* Exercise objective:
Read through the records below and copy each line that uses the word "styles".

* Provided records:
###
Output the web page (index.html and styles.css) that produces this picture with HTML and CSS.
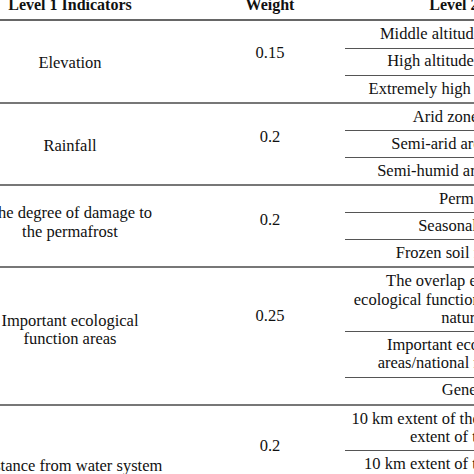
###
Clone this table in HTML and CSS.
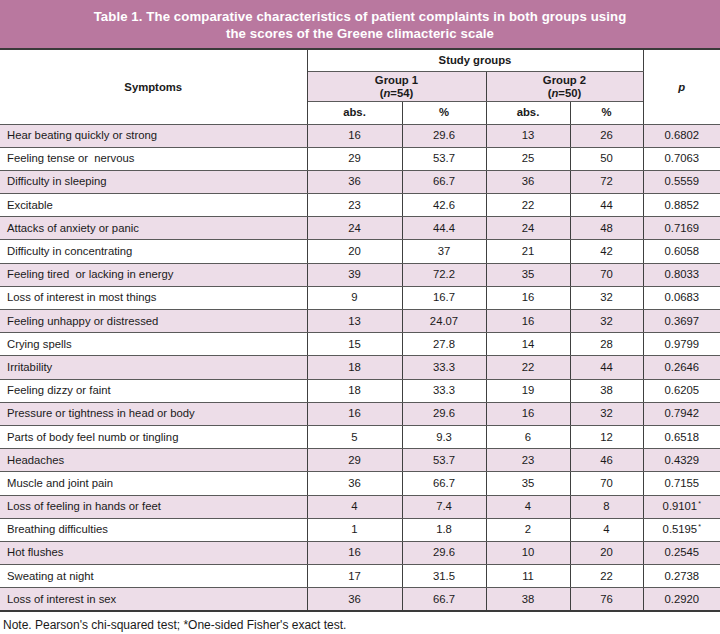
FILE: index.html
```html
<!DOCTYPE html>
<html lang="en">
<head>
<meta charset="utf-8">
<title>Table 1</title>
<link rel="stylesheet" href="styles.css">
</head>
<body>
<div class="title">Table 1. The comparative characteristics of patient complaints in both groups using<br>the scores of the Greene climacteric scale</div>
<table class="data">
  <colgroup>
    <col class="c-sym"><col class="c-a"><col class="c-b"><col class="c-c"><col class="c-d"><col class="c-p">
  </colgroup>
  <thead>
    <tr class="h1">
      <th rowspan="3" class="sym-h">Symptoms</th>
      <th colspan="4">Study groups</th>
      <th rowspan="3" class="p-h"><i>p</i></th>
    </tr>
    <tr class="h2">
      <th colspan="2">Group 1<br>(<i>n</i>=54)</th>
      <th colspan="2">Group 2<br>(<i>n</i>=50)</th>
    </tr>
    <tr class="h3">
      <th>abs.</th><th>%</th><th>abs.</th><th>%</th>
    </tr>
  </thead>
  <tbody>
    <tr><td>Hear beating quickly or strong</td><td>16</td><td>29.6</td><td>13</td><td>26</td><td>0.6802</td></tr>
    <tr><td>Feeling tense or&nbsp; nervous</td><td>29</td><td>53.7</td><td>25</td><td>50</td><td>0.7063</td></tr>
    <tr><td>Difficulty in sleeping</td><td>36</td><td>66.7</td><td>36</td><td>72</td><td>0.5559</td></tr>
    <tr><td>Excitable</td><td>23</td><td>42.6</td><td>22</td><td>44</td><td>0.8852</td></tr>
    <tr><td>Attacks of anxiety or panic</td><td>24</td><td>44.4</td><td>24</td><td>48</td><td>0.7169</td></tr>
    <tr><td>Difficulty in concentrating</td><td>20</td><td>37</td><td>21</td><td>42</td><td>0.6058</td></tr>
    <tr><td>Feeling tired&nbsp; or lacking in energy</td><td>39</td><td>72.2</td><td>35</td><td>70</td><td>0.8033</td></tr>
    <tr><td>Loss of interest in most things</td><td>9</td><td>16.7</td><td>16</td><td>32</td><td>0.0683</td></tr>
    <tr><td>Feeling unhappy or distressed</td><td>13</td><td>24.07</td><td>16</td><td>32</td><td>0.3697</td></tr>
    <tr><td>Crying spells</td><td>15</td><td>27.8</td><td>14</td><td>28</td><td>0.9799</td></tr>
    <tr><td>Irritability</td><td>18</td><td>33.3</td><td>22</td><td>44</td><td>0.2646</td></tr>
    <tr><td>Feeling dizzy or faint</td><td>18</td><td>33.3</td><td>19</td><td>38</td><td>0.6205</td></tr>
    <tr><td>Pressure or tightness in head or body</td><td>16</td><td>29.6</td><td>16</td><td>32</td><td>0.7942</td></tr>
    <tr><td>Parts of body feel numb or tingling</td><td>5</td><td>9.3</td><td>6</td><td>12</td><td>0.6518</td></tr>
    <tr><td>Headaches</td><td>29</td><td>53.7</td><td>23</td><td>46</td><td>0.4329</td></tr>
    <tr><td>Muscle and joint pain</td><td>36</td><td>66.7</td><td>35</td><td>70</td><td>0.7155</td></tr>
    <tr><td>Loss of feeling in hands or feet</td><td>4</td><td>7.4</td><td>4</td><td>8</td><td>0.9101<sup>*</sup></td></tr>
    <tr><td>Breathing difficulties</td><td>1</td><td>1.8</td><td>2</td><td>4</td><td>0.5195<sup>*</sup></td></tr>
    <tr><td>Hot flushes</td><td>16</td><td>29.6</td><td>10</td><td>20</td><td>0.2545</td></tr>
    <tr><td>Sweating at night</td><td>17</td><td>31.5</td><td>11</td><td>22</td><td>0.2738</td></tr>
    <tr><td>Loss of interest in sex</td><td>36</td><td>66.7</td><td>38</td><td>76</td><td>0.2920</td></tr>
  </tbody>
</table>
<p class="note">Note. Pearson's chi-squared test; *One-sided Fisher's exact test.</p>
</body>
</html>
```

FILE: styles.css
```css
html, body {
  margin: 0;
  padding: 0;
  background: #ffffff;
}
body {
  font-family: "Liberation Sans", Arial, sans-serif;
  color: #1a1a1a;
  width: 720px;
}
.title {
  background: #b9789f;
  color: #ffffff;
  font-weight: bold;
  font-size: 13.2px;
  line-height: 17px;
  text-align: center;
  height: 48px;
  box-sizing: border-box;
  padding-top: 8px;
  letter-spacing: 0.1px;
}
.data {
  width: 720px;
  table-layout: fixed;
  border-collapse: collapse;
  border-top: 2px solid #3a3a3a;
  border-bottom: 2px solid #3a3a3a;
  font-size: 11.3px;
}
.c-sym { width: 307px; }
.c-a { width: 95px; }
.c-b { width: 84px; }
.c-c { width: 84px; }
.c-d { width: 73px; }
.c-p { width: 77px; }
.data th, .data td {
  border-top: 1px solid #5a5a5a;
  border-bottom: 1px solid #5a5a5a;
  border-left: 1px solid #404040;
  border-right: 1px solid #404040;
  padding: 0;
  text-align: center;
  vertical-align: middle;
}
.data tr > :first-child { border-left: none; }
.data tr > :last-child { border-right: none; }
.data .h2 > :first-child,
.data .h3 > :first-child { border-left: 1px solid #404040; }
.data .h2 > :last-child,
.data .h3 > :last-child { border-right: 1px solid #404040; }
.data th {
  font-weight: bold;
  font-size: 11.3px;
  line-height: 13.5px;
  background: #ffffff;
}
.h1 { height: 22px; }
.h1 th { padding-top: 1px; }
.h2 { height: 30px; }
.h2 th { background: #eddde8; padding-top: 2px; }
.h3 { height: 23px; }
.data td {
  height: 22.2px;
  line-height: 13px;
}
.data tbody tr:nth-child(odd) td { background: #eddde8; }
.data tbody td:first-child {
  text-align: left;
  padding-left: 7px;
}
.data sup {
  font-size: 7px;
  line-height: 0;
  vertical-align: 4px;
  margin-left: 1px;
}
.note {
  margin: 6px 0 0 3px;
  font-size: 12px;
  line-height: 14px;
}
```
###
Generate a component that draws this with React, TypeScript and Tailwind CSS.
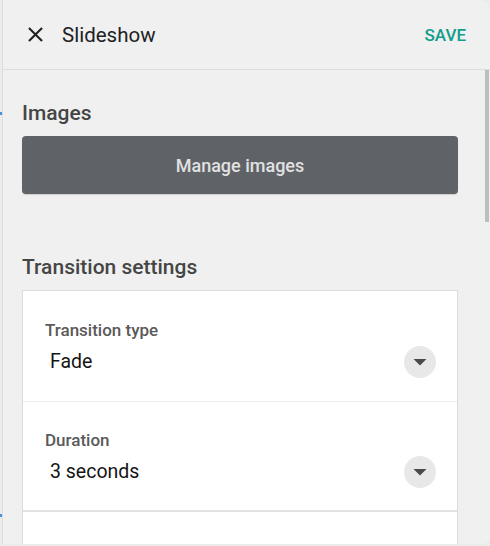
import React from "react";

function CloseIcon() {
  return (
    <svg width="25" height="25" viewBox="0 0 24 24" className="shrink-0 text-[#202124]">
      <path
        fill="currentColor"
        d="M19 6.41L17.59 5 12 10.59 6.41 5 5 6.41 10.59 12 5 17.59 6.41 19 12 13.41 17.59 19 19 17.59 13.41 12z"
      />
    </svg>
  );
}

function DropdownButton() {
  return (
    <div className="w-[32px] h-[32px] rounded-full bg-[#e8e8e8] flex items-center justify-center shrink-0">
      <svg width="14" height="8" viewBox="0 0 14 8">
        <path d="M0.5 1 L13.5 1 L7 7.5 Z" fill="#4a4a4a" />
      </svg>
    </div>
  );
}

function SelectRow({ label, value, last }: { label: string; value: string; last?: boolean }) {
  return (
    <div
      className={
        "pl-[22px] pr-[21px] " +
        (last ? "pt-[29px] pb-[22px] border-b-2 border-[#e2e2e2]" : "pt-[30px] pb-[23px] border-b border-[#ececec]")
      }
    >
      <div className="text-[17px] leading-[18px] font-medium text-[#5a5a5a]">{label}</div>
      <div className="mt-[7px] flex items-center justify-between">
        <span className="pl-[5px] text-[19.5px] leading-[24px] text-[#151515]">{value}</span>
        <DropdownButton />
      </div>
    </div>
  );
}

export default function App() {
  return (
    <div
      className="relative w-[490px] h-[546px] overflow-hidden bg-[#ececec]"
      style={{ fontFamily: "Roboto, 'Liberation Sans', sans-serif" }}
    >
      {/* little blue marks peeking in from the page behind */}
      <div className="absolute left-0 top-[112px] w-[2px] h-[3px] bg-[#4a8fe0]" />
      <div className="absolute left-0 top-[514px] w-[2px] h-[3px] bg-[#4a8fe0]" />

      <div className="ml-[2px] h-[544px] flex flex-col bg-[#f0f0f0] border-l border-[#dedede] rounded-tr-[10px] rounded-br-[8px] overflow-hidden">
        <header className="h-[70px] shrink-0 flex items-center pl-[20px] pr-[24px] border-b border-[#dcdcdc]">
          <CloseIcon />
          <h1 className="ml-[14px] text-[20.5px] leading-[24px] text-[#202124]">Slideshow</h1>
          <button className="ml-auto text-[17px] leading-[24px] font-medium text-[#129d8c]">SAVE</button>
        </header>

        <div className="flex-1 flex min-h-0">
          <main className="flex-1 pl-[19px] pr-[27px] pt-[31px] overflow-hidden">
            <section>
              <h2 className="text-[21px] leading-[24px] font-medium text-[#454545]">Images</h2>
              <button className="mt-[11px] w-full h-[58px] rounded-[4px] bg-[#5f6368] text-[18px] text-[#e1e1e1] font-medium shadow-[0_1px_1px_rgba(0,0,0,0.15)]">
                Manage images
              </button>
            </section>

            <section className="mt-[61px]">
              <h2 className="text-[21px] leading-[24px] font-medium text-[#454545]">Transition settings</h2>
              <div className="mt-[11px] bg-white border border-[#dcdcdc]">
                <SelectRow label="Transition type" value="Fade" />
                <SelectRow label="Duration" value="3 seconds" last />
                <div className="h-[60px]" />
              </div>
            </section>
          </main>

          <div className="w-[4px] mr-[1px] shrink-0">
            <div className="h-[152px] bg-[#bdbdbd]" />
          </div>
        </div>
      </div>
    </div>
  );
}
###
* Answer to the exercise:
Output the web page (index.html and styles.css) that produces this picture with HTML and CSS.
<link rel="stylesheet" href="styles.css">
FILE: styles.css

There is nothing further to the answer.